Tuesday, July 7, 2020

Obscuro LP Finds


My dear friend and former employee Peter Fast used to say “You CAN tell a book by its cover.” When it came to records we both firmly believed that in many instances a weird, interesting or unexpected album cover could lead to the discovery of a lifetime. Anyone who has gone deep in the record collecting game has probably discovered some of their favorite albums just flipping through and having their eye caught by a strange image. How many times have I looked at a record, said to myself “what is this,” put it on the headphones and thought “wow, this needs further exploration.” Literally, some of my favorite albums have been discovered this way. Working in a record store obviously gives one the crash-course opportunity to explore anything that looks even slightly interesting. Sometimes it turns out to be crap, but sometimes it opens up an entirely new world of musical exploration. Let me share a few of my favorites with you.

Howard Roberts - Antelope Freeway - one of the all-time greats. Straight jazz session guitarist takes a completely weird and psychedelic trip with the help of super producer and onetime Colorado resident Bill Szymczyk.

Bobby Brown - The Enlightening Beam of Axonda - Gentle Hippy making strange music with homemade instruments. Cover sells itself.

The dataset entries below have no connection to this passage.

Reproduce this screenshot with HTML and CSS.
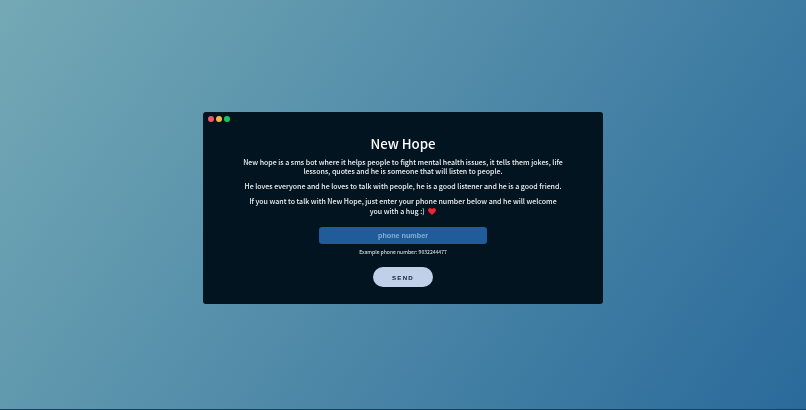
FILE: index.html
```html
<!DOCTYPE html>
<html lang="en">
<head>
<meta charset="utf-8">
<title>New Hope</title>
<link rel="stylesheet" href="styles.css">
</head>
<body>
<main class="stage">
  <section class="window">
    <div class="dots">
      <span class="dot red"></span>
      <span class="dot yellow"></span>
      <span class="dot green"></span>
    </div>
    <div class="content">
      <h1 class="title">New Hope</h1>
      <p class="text">New hope is a sms bot where it helps people to fight mental health issues, it tells them jokes, life lessons, quotes and he is someone that will listen to people.</p>
      <p class="text">He loves everyone and he loves to talk with people, he is a good listener and he is a good friend.</p>
      <p class="text">If you want to talk with New Hope, just enter your phone number below and he will welcome you with a hug :) <svg class="heart" viewBox="0 0 16 14" aria-hidden="true"><path d="M8 14 1.3 7.3C-.4 5.5-.4 2.9 1.2 1.3 2.8-.3 5.3-.3 6.9 1.2L8 2.3l1.1-1.1c1.6-1.5 4.1-1.5 5.7.1 1.6 1.6 1.6 4.2-.1 6z"/></svg></p>
      <input class="phone" type="text" placeholder="phone number">
      <p class="hint">Example phone number: 9032244477</p>
      <button class="send" type="button">SEND</button>
    </div>
  </section>
</main>
</body>
</html>
```
FILE: styles.css
```css
* { box-sizing: border-box; }
html, body { margin: 0; height: 100%; }
body {
  background: #16405f;
  font-family: "Noto Sans CJK KR", "Noto Sans", sans-serif;
  overflow: hidden;
}
.stage {
  height: 409px;
  display: flex;
  align-items: flex-start;
  justify-content: center;
  padding-top: 112px;
  background: linear-gradient(125deg, #74a9b5 0%, #2a6a9b 100%);
}
.window {
  width: 400px;
  height: 191.5px;
  background: #021420;
  border-radius: 3px;
  padding: 4px 5px;
}
.dots { display: flex; gap: 2px; }
.dot { width: 6px; height: 6px; border-radius: 50%; }
.red { background: #f0596a; }
.yellow { background: #f6b83f; }
.green { background: #13c85f; }
.content {
  display: flex;
  flex-direction: column;
  align-items: center;
  padding-top: 11px;
  will-change: transform;
}
.title {
  margin: 0 0 1px;
  font-size: 13.3px;
  line-height: 21px;
  font-weight: 500;
  color: #fff;
}
.text {
  width: 320.5px;
  margin: 2.75px 0;
  font-size: 7px;
  line-height: 9.5px;
  font-weight: 500;
  text-align: center;
  color: #f0f2f4;
}
.heart { width: 8px; height: 7px; fill: #ee2430; margin-left: 2px; vertical-align: -1px; }
.phone {
  width: 168px;
  height: 17px;
  margin-top: 8px;
  border: 0;
  border-radius: 3px;
  padding: 0;
  background: #1f5c99;
  text-align: center;
  font: 700 7.2px "Liberation Sans", sans-serif;
  color: #fff;
}
.phone::placeholder { color: #86aed6; opacity: 1; }
.hint {
  margin: 4px 0 0;
  font-size: 5.1px;
  line-height: 8px;
  color: #eef0f2;
}
.send {
  width: 60px;
  height: 20px;
  margin-top: 11px;
  border: 0;
  border-radius: 10px;
  background: #bfd0e8;
  color: #10233a;
  font: 700 6.2px "Liberation Sans", sans-serif;
  letter-spacing: 1.2px;
}
```
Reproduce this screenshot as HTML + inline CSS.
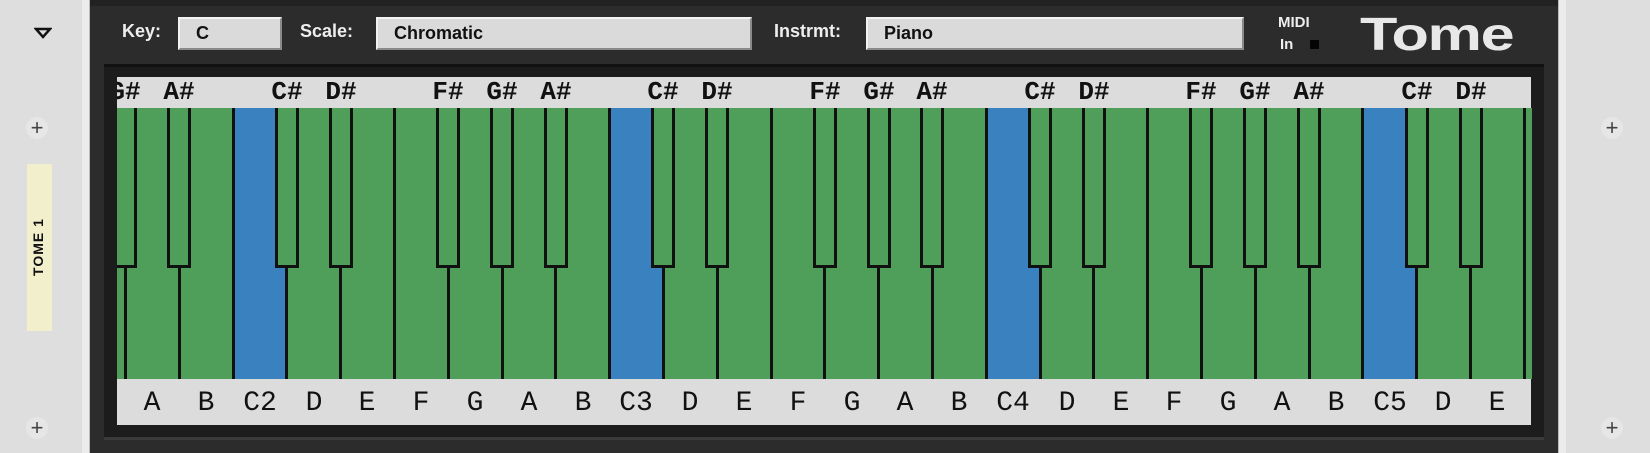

Friends - One of John Abercrombie’s first albums from 1972 - a jazzy, funky, surprise.

Wilburn Burchette - Opens The Seven Gates Of Transcendental Consciousness - an impressive outsider guitarist with a lot on his mind.

Victor Brady - Brown Rain - Psych album led by a steel-drum player - sounds like a cross between Gentle Giant, Red Krayola and The Esso Steel Band.

Tripsichord Music Box - Gentle S.F. Psych with an absolutely haunting cover.

Médico Doctor Vibes - Liter Thru Dorker Vibes - Indescribable Calypso, Funk, Reggae, dark dub weirdness from 1979. Like walking through stoney molasses.

Harvey Averne Barrio Band - Another session guy makes his own statement with this great boogaloo, r&b masterpiece.

Ernest Hood – Neighborhoods - saved the best for last. An inexplicable album of great beauty and intimacy. Hood uses guitar, synths, zither and field recordings to make music that is simultaneously nostalgic and futuristic. One of the great finds of my life.